Gee, Mr. IRS man -- your computer ate my returns :o)

http://www.ottoskinner.com
http://www.edrivera.com

-- A (A@AisA.com), January 13, 2000.


SNOOZE:

Yes, excellent post .... and it ties in nicely also with the IEEE's report to Congress this past summer. I was impressed in that report with the writers' concerns about the LONG-term data management problem. I remember them saying Y2K-type problems are a CHRONIC problem. Tnx again for bringing this to the Forum,

Bill

-- William J. Schenker, MDd (wjs@linkfast.net), January 13, 2000.


But seriously, folks, this is serious. In the days of paper records, it was rather easier to determine missing records and to determine alterations (fraudulent or otherwise). Electronic records can be changed with no trace when someone gets into the database, directly, itself (done it myself :o)). Consider how elections are stolen electronically by your rulers. (book: "Votescam")

Of course, government can always, by fiat, declare that its records are correct, and yours suck. And, correspondingly, that a corporation's are correct, and yours suck. (Like Gary North said about bank records, your PAPER records don't mean diddly, and it they hose the electronic records, you're screwed.)

On a personal level, how many of you can play old 8mm home movies your parents/grandparents took? (FILM, not VIDEO.) How many of you can play 10" or 12" 78 rpm phonograph records? 7" 45 rpm records? 7", 10", or 12" 33 rpm records? How many of you can play any old Beta-Max tapes? 8-track audio tapes?

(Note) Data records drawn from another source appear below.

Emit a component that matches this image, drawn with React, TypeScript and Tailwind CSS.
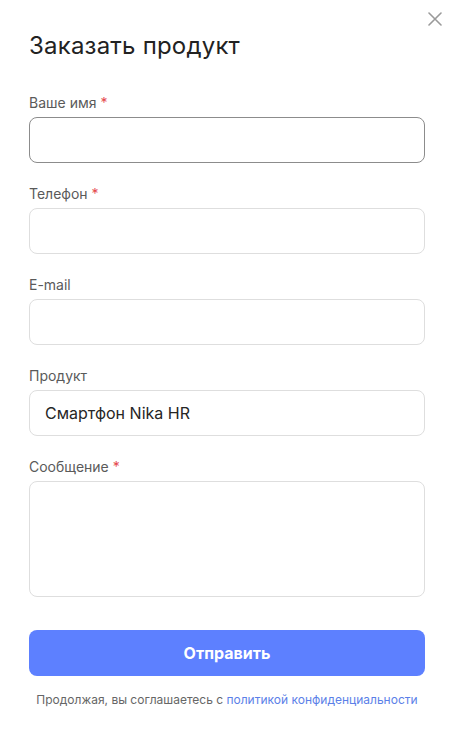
import React from "react";

function Label({ text, required }: { text: string; required?: boolean }) {
  return (
    <div className="text-[14px] leading-[20px] text-[#5a5a5a] mb-[4px]">
      {text}
      {required && <span className="text-[#e5484d]"> *</span>}
    </div>
  );
}

export default function App() {
  return (
    <div
      className="relative w-[454px] h-[746px] bg-white px-[29px] pt-[30px]"
      style={{ fontFamily: "Inter, 'Noto Sans', sans-serif" }}
    >
      <button className="absolute top-[12px] left-[428px] w-[14px] h-[14px] text-[#9a9a9a]" aria-label="Закрыть">
        <svg width="14" height="14" viewBox="0 0 14 14" fill="none" stroke="currentColor" strokeWidth="1.6" strokeLinecap="round">
          <path d="M1 1L13 13M13 1L1 13" />
        </svg>
      </button>

      <h1 className="text-[24px] leading-[32px] tracking-[0.2px] text-[#222] font-normal">Заказать продукт</h1>

      <div className="mt-[31px] flex flex-col gap-[21px]">
        <div>
          <Label text="Ваше имя" required />
          <div className="h-[46px] rounded-[8px] border border-[#8c8c8c]" />
        </div>
        <div>
          <Label text="Телефон" required />
          <div className="h-[46px] rounded-[8px] border border-[#dedede]" />
        </div>
        <div>
          <Label text="E-mail" />
          <div className="h-[46px] rounded-[8px] border border-[#dedede]" />
        </div>
        <div>
          <Label text="Продукт" />
          <div className="h-[46px] rounded-[8px] border border-[#dedede] flex items-center px-[15px] text-[16px] text-[#262626]">
            Смартфон Nika HR
          </div>
        </div>
        <div>
          <Label text="Сообщение" required />
          <div className="h-[116px] rounded-[8px] border border-[#dedede]" />
        </div>
      </div>

      <button className="mt-[33px] w-full h-[46px] rounded-[8px] bg-[#5d80ff] text-white text-[16px] font-bold flex items-center justify-center">
        Отправить
      </button>

      <p className="mt-[16px] text-center text-[12px] leading-[16px] text-[#666]">
        Продолжая, вы соглашаетесь с <span className="text-[#5b7fe8]">политикой конфиденциальности</span>
      </p>
    </div>
  );
}
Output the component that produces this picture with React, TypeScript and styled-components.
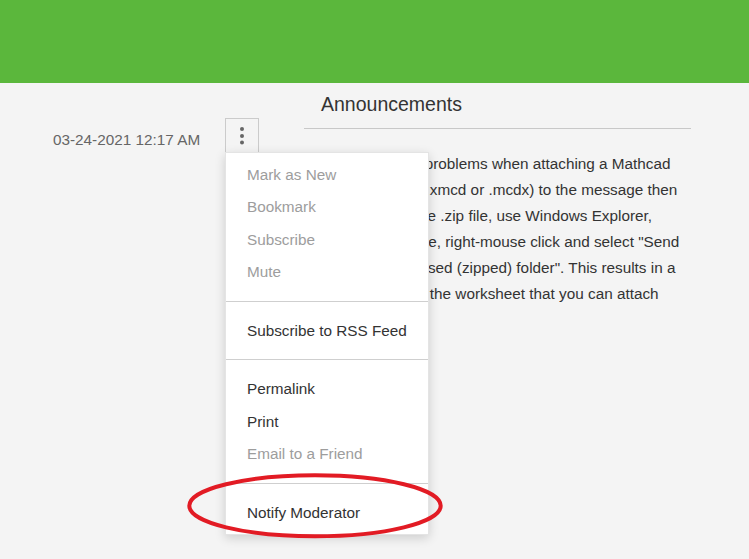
import React from "react";
import styled, { createGlobalStyle } from "styled-components";

const Global = createGlobalStyle`
  html, body { margin: 0; padding: 0; }
  body {
    background: #f4f4f4;
    font-family: "Liberation Sans", Arial, sans-serif;
    width: 749px;
    height: 559px;
    overflow: hidden;
  }
`;

const Page = styled.div`
  position: relative;
  width: 749px;
  height: 559px;
`;

const Header = styled.header`
  height: 83px;
  background: #5bb73c;
`;

const Content = styled.div`
  display: flex;
  padding-left: 53px;
`;

const MetaRow = styled.div`
  display: grid;
  grid-template-columns: 172px 34px;
  align-items: start;
  width: 251px;
  padding-top: 35px;
`;

const DateText = styled.span`
  padding-top: 13px;
  font-size: 15.3px;
  line-height: 17px;
  color: #666;
  white-space: nowrap;
`;

const MenuAnchor = styled.div`
  position: relative;
`;

const KebabButton = styled.button`
  display: flex;
  align-items: center;
  justify-content: center;
  box-sizing: border-box;
  width: 34px;
  height: 34px;
  padding: 0;
  background: transparent;
  border: 1px solid #cbcbcb;
  border-bottom: none;
  cursor: pointer;
`;

const Menu = styled.ul`
  position: absolute;
  top: 100%;
  left: 0;
  box-sizing: border-box;
  width: 204px;
  margin: 0;
  padding: 6px 0 5px;
  list-style: none;
  background: #fff;
  border: 1px solid #e4e4e4;
  box-shadow: 0 3px 10px rgba(0, 0, 0, 0.16);
  z-index: 2;
`;

const Item = styled.li<{ $disabled?: boolean }>`
  padding: 8px 21px;
  font-size: 15.3px;
  line-height: 16.3px;
  color: ${(p) => (p.$disabled ? "#9d9d9d" : "#333")};
  white-space: nowrap;
`;

const Divider = styled.li`
  height: 1px;
  margin: 12.6px 0 12.8px;
  background: #cfcfcf;
`;

const Main = styled.main`
  width: 387px;
  padding-top: 10px;
`;

const Heading = styled.h2`
  margin: 0;
  padding: 0 17px 12px;
  font-size: 19.5px;
  line-height: 22.5px;
  font-weight: normal;
  color: #333;
  border-bottom: 1px solid #c8c8c8;
`;

const Body = styled.p`
  margin: 22px 0 0;
  font-size: 15.3px;
  line-height: 26px;
  color: #333;
  white-space: nowrap;
`;

const Annotation = styled.svg`
  position: absolute;
  left: 0;
  top: 0;
  pointer-events: none;
  z-index: 3;
`;

const Dots = () => (
  <svg width="6" height="20" viewBox="0 0 6 20">
    <circle cx="3" cy="3" r="2" fill="#666" />
    <circle cx="3" cy="10" r="2" fill="#666" />
    <circle cx="3" cy="16.6" r="2" fill="#666" />
  </svg>
);

export default function App() {
  return (
    <Page>
      <Global />
      <Header />
      <Content>
        <MetaRow>
          <DateText>03-24-2021 12:17 AM</DateText>
          <MenuAnchor>
            <KebabButton aria-label="Show options">
              <Dots />
            </KebabButton>
            <Menu>
              <Item $disabled>Mark as New</Item>
              <Item $disabled>Bookmark</Item>
              <Item $disabled>Subscribe</Item>
              <Item $disabled>Mute</Item>
              <Divider />
              <Item>Subscribe to RSS Feed</Item>
              <Divider />
              <Item>Permalink</Item>
              <Item>Print</Item>
              <Item $disabled>Email to a Friend</Item>
              <Divider />
              <Item>Notify Moderator</Item>
            </Menu>
          </MenuAnchor>
        </MetaRow>
        <Main>
          <Heading>Announcements</Heading>
          <Body>
            If you experience problems when attaching a Mathcad
            <br />
            worksheet (either .xmcd or .mcdx) to the message then
            <br />
            ZIP it. To create the .zip file, use Windows Explorer,
            <br />
            navigate to your file, right-mouse click and select "Send
            <br />
            to" then "Compressed (zipped) folder". This results in a
            <br />
            .zip file containing the worksheet that you can attach
            <br />
            directly.
          </Body>
        </Main>
      </Content>
      <Annotation width="749" height="559" viewBox="0 0 749 559">
        <ellipse
          cx="315"
          cy="505.8"
          rx="125.7"
          ry="30.5"
          fill="none"
          stroke="#e21b24"
          strokeWidth="4"
        />
      </Annotation>
    </Page>
  );
}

Camera and film and phonograph records are low tech compared to analog and digital magnetic tape or disks. Lose the technology and you lose the information. Low-tech records, like paper, can be read independent of technology. A phonograph record could be read easier than a DVD in 100 years by someone reconstructing technology.

Even paper has its limitations compared to cuniform tablets as far as preservation is concerned.

-- A (A@AisA.com), January 13, 2000.



Think It -

There are tons of places in Washington with Native names (Tacoma, Yakima, Walla Walla, etc.), but no "Tapeka" that I know of. That police computer problem was in "the heart of the Western wilderness": Topeka, Kansas.